Save the Drama fo ya Mama
A long time ago blown engines were a normal part of turbocharging things and broken pistons, split heads, broken rods and fried bearings were just part of the process. These days people think they can dance with the Devil and then go home to Mama. It still isn't going to happen.
For those of you who want to pay the price, like the ballerina with her bloody toes, or the actor who has faced 15 years of rejection, then the glory awaits you at the finish line. Colin Chapman once claimed that the ideal race car "should fall to bits the moment it crossed the finish line, otherwise it was over-engineered". A little careful engineering will keep your turbo project alive, but remember, you are dancing with the Devil...and it is glorious.
Understanding Compressor Maps
Operating characteristics: The compressor operating behaviour is generally defined by maps showing the relationship between pressure ratio and volume or mass flow rate. The useable section of the map relating to centrifugal compressors is limited by the surge and choke lines and the maximum permissible compressor speed.
The map width is limited on the left by the surge line. This is
basically "stalling" of the air flow at the compressor inlet.

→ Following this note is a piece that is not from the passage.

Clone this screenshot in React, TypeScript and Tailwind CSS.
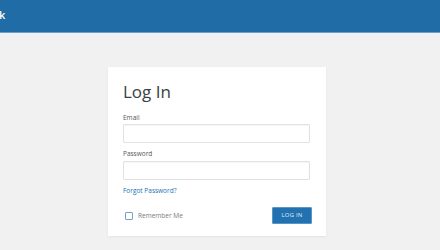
const font = "font-['Open_Sans','Noto_Sans',sans-serif]"

export default function App() {
	return (
		<div className={`min-h-[250px] bg-[#f1f1f1] ${font}`}>
			{/* top bar, brand name cut off at the left edge */}
			<header className="h-[33px] bg-[#206ca6] border-b border-[#6a9fcb] flex items-center">
				<span className="text-white text-[11px] font-semibold -ml-[1px] -mt-[2px]">k</span>
			</header>

			<div className="pt-[34px]">
				<div className="ml-[108px] w-[218px] bg-white shadow-[0_1px_2px_rgba(0,0,0,0.06)] pt-[13px] px-[15px] pb-[12px]">
					<h1 className="text-[17px] leading-[24px] text-[#3a3f44]">Log In</h1>

					<label className="block mt-[9px] mb-[1px] text-[6.5px] leading-[10px] text-[#555]">Email</label>
					<input
						type="email"
						className="block w-[187px] h-[19px] border border-[#e2e2e2] rounded-[1px] shadow-[inset_0_1px_1px_rgba(0,0,0,0.04)] outline-none"
					/>

					<label className="block mt-[6px] mb-[2px] text-[6.5px] leading-[10px] text-[#555]">Password</label>
					<input
						type="password"
						className="block w-[187px] h-[19px] border border-[#e2e2e2] rounded-[1px] shadow-[inset_0_1px_1px_rgba(0,0,0,0.04)] outline-none"
					/>

					<a className="block mt-[6px] text-[6.5px] leading-[10px] text-[#2271b1]">Forgot Password?</a>

					<div className="mt-[11px] flex items-center justify-between">
						<label className="flex items-center gap-[5px] ml-[2px]">
							<span className="w-[8px] h-[8px] border border-[#7a9fc6] bg-white rounded-[1px]" />
							<span className="text-[6.5px] text-[#7a7a7a]">Remember Me</span>
						</label>
						<button className="w-[40px] h-[17px] bg-[#2271b1] border border-[#5b95c6] rounded-[1px] text-[6px] text-[#e3edf6] tracking-[0.2px] mr-[-1px]">
							LOG IN
						</button>
					</div>
				</div>
			</div>
		</div>
	)
}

With too
small a volume flow and too high a pressure ratio, the flow can no
longer adhere to the suction side of the blades, with the result that
the discharge process is interrupted. The air flow through the
compressor is reversed until a stable pressure ratio with positive
volume flow rate is reached, the pressure builds up again and the cycle
repeats. This flow instability continues at a fixed frequency and the
resultant noise is known as "surging".
Choke line: The maximum centrifugal compressor volume flow rate is normally limited by the cross-section at the compressor inlet. When the flow at the wheel inlet reaches sonic velocity, no further flow rate increase is possible. The choke line can be recognised by the steeply descending speed lines at the right on the compressor map.

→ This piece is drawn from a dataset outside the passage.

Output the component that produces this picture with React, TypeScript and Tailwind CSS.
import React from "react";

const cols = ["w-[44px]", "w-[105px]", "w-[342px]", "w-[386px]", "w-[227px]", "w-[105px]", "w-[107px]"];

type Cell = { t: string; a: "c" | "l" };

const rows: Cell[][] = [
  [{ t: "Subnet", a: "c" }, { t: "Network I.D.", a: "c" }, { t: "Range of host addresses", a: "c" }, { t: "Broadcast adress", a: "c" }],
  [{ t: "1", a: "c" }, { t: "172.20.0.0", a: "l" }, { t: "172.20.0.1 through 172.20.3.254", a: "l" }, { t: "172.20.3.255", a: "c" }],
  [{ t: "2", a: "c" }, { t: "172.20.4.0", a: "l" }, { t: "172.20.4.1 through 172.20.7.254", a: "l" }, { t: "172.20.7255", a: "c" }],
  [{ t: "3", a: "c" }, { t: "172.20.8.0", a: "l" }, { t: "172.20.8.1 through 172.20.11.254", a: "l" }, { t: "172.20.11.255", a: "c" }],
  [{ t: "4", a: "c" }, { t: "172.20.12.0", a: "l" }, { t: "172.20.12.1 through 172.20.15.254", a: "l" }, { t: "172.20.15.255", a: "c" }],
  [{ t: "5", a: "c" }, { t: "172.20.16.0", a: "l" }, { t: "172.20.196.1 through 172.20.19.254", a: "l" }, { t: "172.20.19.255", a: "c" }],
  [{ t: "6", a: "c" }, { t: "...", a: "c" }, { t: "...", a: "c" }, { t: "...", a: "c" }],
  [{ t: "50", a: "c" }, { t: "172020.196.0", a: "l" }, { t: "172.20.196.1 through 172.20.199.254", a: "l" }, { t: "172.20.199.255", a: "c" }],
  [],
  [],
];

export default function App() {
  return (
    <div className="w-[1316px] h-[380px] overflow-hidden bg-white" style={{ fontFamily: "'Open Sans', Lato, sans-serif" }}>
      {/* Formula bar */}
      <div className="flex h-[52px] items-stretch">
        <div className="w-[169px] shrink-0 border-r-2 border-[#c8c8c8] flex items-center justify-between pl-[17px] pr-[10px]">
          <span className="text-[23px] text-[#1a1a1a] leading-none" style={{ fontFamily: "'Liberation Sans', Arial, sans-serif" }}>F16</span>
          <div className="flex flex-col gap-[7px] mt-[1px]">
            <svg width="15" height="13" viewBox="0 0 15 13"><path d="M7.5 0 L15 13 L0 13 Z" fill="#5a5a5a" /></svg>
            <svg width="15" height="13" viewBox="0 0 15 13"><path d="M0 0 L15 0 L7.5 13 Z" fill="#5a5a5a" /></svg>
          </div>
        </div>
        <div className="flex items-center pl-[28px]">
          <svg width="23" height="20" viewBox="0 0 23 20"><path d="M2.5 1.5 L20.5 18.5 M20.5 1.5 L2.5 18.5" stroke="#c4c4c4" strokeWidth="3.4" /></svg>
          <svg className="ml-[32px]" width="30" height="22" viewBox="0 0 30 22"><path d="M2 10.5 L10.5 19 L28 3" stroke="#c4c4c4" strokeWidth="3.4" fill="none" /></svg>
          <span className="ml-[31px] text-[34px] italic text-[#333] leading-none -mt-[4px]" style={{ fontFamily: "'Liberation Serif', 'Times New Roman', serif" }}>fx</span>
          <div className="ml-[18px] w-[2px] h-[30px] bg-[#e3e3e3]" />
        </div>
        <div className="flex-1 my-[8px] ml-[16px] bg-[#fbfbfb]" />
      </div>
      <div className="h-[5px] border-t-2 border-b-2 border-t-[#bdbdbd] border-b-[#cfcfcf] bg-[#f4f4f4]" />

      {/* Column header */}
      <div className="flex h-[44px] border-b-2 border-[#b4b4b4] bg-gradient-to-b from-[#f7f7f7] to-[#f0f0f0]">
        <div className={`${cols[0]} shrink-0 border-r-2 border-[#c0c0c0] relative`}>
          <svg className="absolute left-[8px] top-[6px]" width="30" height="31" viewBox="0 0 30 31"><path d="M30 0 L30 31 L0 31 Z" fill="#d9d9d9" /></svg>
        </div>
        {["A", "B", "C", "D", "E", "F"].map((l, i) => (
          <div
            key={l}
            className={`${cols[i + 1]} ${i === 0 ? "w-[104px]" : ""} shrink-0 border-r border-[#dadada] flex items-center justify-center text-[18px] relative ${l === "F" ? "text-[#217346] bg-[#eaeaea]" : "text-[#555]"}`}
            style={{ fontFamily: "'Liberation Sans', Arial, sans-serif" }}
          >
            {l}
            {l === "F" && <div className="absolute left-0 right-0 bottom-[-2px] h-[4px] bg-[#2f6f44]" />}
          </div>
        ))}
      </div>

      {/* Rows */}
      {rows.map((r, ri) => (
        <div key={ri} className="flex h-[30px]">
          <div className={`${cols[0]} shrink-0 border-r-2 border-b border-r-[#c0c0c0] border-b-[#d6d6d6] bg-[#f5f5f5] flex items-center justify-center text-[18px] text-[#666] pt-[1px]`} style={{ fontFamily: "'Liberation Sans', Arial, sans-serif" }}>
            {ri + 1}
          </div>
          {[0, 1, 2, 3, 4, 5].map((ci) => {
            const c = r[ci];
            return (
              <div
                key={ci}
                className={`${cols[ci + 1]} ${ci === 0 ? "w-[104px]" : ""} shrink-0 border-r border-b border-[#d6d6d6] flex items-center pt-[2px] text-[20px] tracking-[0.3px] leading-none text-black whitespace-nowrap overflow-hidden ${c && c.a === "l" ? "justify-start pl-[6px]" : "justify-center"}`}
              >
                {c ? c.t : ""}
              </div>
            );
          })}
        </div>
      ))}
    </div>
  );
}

Turbo Calculator Horsepower and Airflow
Manufacturers and their Compressor Maps
These are the newest of the Garrett series. Unlike some earlier "Ball-Bearing" turbos these have ceramic bearings on both exhaust and compressor side. Quicker spooling and more horsepower and better availability makes these a good choice as opposed to "custom" suppliers. There is wider distribution these days.
|GT12 Compr Turb||GT15 Compr Turb||GT20 Compr Turb||GT22 Compr Turb||GT25R Compr Turb|
|GT25R-40 Compr||GT28R Compr Turb||GT28RS Compr Turb||GT30R Compr Turb||GT30R-71 Compr Turb|
|GT32 Compr Turb||GT35 Compr Turb||GT35R Compr Turb||GT37 Compr Turb||GT40-50/54 Compr Turb|
|GT40-56 Compr||GT42 Compr Turb||GT60 Compr Turb|
|Maps and Specs|
|TD05-14B||TD05-14G||TD05-16G small wheel||TD05-16G large wheel|
|M45||Flow||Power consumption||Delta T|
|M62||Flow||Power consumption||Delta T|
|M90||Flow||Power consumption||Delta T|
|M112||Flow||Power consumption||Delta T|
And a single Vortech map showing the S- and T-trim centrifugal superchargers.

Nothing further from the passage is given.